§ **WHAT NEEDS TO BE DONE**
Find every line with "index" in it, then report how many there are and nothing more.

§ **MATERIAL SHOWN**
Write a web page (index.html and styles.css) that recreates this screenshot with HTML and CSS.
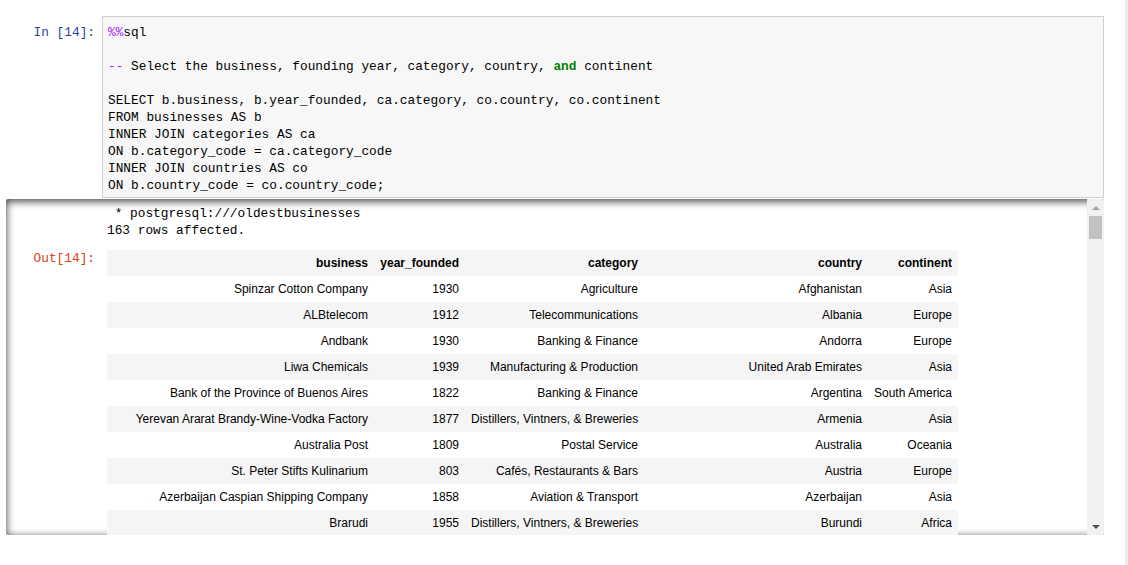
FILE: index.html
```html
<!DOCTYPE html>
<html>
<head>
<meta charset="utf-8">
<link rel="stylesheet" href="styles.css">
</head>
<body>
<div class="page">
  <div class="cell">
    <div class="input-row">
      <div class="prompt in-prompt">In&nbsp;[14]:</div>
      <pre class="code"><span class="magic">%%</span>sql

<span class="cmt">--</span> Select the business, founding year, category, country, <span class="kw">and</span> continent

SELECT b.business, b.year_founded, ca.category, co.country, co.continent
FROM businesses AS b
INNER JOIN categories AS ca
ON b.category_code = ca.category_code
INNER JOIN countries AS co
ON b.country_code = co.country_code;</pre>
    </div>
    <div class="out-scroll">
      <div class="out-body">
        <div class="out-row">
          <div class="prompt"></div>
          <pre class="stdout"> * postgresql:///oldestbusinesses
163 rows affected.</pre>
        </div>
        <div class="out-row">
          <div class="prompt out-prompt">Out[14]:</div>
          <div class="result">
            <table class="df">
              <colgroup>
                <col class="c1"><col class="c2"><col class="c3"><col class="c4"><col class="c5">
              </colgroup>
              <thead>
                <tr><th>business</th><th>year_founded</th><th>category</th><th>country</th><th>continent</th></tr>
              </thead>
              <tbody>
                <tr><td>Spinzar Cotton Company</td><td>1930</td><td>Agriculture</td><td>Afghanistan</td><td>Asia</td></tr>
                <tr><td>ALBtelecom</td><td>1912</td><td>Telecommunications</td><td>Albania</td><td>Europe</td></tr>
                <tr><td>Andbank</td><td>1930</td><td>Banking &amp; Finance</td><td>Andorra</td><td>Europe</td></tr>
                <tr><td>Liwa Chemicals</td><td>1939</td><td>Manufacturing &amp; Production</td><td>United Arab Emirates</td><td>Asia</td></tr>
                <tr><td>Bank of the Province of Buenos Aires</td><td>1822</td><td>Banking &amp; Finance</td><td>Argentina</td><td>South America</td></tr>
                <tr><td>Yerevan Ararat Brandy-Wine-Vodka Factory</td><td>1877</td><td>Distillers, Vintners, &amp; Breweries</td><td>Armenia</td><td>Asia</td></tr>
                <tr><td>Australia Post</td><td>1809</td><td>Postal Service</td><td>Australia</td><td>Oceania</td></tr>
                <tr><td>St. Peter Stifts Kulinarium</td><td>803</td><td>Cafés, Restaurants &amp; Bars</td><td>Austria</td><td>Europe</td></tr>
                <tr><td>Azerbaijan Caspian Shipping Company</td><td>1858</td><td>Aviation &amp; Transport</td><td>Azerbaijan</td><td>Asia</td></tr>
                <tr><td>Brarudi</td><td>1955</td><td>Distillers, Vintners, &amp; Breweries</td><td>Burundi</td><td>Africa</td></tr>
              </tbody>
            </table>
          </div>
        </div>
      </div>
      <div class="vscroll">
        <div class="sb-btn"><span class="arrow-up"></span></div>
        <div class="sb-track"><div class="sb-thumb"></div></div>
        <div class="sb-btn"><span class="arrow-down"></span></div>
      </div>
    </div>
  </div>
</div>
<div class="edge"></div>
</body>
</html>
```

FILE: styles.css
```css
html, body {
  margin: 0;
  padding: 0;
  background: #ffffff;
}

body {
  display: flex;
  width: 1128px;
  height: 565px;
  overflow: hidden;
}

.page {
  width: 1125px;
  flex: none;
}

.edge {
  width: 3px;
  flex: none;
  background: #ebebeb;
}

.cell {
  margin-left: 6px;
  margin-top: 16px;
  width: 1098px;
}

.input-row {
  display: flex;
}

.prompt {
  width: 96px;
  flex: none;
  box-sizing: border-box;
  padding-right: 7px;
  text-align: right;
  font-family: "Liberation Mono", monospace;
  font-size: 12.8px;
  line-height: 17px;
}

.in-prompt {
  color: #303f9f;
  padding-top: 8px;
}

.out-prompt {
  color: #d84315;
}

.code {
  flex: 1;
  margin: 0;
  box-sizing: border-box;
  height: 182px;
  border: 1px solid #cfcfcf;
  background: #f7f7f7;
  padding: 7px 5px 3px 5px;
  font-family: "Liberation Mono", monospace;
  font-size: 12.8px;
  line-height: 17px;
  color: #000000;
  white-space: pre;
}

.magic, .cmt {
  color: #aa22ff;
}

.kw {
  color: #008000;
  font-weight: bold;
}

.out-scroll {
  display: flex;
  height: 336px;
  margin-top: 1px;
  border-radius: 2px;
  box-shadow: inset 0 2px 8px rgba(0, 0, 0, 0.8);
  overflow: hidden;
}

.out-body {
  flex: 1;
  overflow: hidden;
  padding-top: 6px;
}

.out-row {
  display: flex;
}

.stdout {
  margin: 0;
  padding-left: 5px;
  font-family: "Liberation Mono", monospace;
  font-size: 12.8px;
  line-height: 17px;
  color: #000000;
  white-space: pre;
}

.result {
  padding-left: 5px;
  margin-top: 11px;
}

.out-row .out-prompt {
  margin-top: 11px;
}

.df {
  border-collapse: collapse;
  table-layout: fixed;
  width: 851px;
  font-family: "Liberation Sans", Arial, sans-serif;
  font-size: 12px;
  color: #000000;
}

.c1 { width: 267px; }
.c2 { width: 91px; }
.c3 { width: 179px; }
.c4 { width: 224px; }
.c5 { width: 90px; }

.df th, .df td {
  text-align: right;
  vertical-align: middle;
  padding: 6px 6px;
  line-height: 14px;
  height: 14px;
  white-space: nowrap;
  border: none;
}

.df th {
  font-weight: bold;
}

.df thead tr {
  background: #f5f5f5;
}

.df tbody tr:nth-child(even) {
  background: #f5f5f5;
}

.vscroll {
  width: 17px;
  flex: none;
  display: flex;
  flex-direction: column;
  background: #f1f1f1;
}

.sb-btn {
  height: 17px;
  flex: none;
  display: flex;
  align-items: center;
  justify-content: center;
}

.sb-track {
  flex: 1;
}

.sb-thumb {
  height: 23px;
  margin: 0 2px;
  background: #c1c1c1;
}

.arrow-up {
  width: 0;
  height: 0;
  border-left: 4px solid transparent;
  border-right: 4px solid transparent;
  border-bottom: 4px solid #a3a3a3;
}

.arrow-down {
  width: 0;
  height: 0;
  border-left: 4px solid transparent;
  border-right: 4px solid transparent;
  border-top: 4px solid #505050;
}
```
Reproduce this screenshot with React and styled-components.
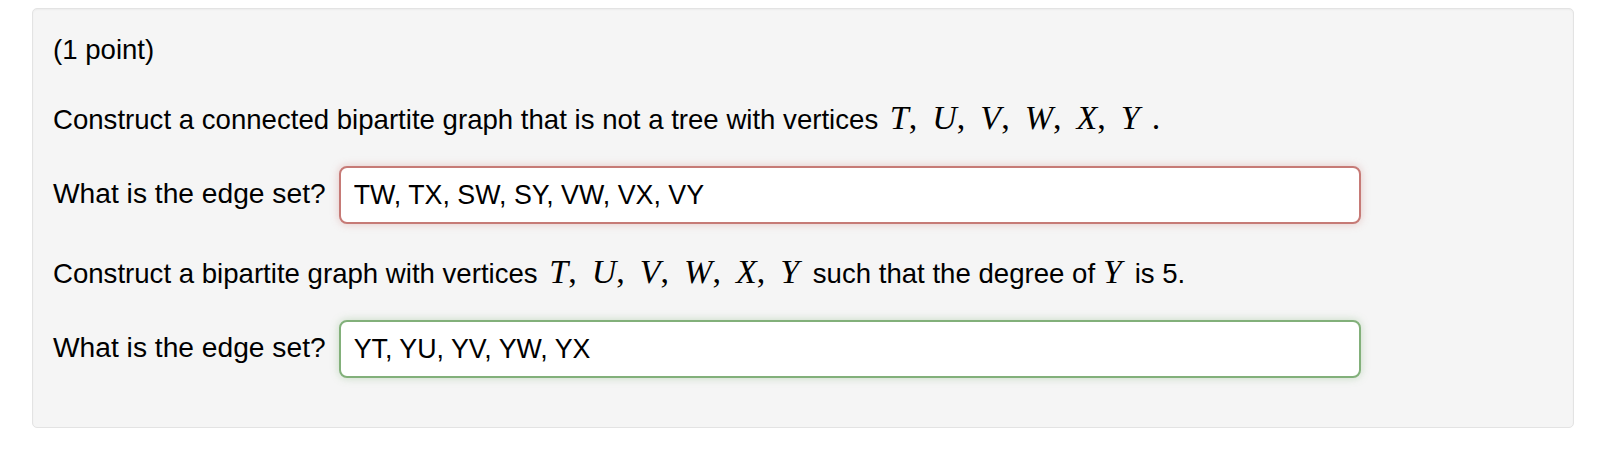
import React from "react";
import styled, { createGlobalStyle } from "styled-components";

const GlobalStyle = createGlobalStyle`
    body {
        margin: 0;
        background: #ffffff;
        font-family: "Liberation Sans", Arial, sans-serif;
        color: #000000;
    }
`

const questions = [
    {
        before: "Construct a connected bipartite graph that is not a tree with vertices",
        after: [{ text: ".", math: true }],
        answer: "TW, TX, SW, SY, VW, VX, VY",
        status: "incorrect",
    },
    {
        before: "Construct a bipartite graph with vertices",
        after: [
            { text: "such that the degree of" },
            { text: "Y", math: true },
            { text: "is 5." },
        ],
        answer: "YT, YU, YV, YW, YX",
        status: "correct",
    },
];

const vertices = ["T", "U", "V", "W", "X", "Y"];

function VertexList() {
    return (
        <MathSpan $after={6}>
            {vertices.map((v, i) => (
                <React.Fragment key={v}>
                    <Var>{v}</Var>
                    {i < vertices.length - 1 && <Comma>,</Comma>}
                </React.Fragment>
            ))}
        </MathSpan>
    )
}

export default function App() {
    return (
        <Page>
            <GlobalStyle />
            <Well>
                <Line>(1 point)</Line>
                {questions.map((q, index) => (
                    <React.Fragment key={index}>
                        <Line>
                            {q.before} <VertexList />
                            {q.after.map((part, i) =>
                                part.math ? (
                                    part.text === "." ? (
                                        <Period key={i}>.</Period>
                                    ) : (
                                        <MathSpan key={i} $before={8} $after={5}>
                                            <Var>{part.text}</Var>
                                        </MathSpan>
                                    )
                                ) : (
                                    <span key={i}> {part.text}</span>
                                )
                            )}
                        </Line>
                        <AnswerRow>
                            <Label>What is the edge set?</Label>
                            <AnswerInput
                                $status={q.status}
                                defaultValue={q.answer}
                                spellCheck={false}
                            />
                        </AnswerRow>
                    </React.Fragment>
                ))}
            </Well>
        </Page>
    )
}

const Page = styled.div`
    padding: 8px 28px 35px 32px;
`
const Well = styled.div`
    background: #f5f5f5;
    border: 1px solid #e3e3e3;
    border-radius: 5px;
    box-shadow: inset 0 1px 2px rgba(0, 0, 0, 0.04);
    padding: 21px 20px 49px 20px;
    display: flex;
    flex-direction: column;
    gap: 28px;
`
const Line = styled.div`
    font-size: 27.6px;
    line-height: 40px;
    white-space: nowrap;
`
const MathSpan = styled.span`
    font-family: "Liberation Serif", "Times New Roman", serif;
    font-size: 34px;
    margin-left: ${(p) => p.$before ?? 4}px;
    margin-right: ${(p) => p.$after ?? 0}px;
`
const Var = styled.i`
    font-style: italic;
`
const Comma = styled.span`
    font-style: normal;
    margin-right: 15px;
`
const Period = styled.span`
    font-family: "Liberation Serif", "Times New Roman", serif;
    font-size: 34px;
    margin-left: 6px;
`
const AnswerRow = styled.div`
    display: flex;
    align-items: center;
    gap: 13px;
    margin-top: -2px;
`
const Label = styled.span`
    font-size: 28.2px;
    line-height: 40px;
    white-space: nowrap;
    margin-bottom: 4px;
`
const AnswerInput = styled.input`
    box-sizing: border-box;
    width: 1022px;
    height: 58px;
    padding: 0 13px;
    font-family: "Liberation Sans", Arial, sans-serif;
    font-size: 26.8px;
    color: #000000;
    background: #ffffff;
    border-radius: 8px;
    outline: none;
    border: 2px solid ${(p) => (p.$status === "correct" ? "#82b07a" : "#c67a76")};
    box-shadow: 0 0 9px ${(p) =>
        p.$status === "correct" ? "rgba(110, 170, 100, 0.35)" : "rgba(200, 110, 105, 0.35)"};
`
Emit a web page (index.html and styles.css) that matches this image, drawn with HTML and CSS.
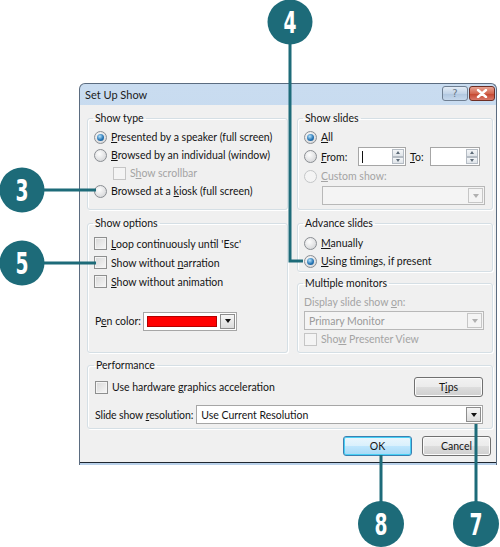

§ **FULL SOLUTION**
5